WHAT TO PRODUCE
Give the number of lines that hold the string "components". Nothing else is needed.
── DATA PROVIDED ──
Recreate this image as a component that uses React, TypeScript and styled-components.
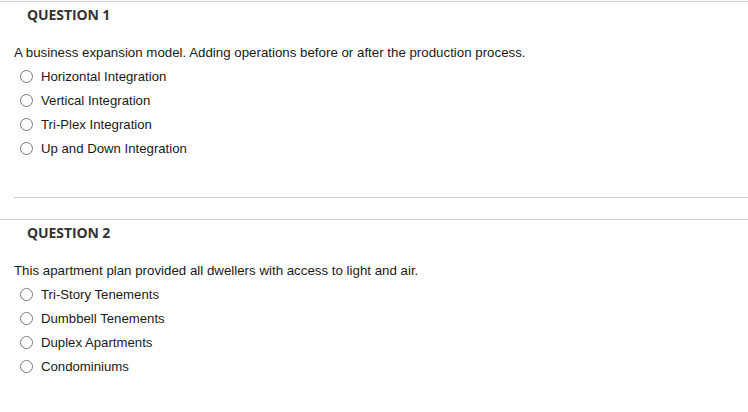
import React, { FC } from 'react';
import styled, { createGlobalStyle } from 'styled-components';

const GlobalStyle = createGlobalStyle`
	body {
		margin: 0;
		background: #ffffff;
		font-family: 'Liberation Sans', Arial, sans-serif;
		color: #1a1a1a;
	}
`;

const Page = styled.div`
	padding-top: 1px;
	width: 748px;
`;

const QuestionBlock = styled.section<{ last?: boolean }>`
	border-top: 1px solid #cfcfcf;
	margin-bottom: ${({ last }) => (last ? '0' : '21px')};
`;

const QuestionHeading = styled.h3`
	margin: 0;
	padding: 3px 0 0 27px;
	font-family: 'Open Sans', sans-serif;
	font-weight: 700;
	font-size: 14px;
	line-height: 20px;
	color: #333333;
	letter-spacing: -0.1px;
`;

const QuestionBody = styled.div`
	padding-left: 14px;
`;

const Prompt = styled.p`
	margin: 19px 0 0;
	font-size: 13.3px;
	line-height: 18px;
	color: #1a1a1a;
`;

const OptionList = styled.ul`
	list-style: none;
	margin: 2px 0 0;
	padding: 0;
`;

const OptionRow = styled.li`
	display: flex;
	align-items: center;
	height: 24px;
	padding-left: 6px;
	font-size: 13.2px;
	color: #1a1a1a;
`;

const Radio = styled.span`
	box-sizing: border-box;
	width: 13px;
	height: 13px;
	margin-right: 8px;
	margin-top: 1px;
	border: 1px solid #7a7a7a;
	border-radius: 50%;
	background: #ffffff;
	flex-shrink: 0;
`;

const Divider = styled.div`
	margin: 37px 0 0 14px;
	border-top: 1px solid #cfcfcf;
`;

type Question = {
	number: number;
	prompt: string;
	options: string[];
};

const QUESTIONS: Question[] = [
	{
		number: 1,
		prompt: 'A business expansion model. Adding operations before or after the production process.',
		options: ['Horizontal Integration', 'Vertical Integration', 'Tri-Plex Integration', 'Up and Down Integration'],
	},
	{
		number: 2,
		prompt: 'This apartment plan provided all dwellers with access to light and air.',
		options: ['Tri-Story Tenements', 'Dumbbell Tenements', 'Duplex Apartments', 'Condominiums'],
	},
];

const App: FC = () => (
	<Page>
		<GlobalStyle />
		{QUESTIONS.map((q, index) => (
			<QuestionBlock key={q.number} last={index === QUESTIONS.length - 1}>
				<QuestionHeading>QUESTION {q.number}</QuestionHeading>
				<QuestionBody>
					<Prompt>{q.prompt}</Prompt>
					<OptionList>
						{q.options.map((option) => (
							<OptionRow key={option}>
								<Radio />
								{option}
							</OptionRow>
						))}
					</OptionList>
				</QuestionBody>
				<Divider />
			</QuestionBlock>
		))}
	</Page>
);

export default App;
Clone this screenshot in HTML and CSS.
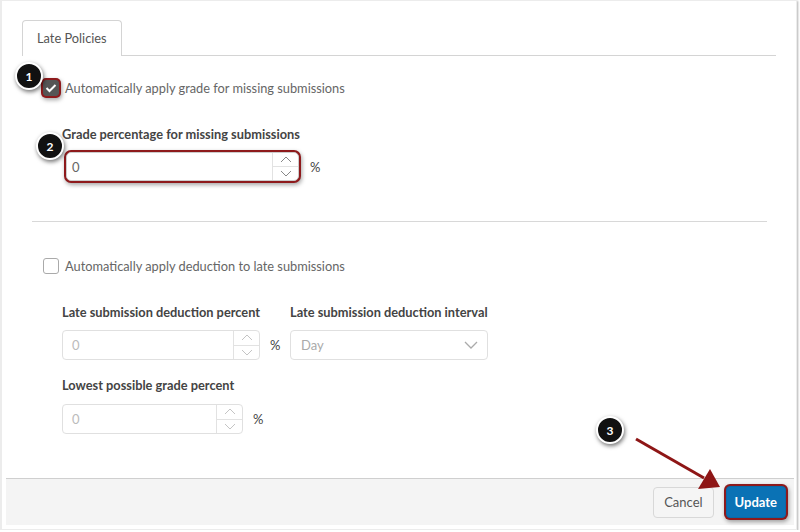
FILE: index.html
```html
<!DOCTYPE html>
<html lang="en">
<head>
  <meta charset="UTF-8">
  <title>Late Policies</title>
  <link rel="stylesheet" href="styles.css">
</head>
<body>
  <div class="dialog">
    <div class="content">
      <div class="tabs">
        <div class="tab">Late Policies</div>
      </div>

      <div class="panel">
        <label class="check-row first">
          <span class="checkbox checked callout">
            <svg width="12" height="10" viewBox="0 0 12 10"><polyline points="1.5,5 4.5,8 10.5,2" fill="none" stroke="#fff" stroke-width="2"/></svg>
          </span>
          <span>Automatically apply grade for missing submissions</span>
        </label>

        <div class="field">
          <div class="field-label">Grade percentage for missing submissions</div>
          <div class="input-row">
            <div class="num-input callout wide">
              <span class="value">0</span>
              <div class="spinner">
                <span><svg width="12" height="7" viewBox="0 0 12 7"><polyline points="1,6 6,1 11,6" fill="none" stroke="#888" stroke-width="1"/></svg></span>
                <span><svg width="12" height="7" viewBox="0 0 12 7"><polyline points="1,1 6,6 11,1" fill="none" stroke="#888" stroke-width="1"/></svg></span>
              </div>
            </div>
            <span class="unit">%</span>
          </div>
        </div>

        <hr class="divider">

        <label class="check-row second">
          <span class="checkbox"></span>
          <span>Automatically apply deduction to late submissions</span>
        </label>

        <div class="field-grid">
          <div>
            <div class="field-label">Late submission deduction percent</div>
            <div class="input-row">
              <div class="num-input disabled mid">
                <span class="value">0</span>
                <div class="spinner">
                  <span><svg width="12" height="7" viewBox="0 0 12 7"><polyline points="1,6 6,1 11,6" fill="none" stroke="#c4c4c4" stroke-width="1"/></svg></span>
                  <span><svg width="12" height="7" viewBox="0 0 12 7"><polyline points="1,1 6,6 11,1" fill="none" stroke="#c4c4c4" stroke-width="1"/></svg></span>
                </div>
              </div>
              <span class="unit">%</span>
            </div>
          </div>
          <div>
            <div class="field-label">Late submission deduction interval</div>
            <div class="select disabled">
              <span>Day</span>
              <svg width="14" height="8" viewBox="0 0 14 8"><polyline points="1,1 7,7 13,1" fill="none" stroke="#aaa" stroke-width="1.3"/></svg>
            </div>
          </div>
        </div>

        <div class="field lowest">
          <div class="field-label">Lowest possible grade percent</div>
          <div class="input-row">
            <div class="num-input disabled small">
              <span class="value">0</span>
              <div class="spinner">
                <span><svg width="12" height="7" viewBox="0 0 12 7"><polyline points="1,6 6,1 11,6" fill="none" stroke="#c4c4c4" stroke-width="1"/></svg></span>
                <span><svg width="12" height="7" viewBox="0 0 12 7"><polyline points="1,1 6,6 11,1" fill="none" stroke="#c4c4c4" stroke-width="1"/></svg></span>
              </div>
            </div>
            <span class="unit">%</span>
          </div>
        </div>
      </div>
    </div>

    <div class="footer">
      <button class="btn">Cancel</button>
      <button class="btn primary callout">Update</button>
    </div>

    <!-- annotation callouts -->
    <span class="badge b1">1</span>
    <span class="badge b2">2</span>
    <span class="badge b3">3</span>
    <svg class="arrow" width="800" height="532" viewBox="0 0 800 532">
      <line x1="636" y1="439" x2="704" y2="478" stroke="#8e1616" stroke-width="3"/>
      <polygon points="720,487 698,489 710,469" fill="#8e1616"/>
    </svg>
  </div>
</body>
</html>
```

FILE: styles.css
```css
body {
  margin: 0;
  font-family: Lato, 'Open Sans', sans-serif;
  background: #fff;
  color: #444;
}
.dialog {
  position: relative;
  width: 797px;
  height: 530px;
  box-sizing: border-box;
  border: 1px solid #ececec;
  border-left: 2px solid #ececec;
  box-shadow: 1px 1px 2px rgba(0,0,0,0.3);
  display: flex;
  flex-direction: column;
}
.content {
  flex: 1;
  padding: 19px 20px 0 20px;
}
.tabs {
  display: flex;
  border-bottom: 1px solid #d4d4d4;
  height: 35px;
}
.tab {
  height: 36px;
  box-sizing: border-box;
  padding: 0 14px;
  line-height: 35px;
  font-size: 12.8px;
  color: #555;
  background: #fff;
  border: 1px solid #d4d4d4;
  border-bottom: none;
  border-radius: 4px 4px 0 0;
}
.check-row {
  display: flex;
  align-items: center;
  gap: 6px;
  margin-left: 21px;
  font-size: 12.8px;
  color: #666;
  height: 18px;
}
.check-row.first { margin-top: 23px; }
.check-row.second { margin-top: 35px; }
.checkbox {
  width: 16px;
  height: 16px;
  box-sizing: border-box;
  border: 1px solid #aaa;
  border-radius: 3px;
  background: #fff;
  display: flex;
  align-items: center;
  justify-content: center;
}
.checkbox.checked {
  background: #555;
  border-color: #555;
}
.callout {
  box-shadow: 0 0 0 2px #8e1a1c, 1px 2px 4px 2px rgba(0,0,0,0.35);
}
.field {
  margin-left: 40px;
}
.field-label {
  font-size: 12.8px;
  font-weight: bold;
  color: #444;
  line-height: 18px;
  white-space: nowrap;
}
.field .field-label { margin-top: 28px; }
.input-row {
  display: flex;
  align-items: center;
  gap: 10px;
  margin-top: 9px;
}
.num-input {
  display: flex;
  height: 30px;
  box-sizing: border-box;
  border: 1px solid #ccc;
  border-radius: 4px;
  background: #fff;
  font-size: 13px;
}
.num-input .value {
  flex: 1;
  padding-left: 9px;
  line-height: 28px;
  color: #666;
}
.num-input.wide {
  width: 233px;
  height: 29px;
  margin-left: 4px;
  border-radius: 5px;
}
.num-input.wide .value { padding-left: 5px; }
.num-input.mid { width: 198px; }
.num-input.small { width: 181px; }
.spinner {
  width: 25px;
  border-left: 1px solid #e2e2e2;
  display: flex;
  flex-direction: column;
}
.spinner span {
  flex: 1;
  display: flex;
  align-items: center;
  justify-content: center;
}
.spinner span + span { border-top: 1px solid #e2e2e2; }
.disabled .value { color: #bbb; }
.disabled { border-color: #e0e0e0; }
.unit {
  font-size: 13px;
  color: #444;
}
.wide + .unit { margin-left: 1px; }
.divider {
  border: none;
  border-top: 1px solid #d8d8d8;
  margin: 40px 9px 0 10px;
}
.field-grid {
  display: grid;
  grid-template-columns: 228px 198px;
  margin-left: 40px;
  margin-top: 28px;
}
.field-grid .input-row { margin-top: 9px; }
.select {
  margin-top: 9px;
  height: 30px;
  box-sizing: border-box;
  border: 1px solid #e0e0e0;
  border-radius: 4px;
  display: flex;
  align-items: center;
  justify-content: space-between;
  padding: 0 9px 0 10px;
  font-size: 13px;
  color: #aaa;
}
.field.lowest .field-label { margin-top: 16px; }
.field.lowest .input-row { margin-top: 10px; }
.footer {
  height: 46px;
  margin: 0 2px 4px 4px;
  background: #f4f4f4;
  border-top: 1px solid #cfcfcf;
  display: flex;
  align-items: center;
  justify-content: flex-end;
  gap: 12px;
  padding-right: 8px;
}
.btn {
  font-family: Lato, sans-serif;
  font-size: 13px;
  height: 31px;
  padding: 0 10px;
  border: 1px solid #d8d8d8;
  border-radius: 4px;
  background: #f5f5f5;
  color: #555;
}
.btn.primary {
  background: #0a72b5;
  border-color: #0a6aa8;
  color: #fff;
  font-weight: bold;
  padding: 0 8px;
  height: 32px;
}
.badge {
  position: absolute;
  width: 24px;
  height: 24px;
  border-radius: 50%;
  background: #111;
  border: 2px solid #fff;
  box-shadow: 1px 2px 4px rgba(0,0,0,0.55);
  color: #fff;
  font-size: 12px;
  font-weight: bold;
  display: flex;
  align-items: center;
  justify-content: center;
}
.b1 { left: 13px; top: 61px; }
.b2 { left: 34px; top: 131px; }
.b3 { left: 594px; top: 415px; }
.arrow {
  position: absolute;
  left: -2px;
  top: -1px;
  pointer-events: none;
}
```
───
EXERCISE RESPONSE
2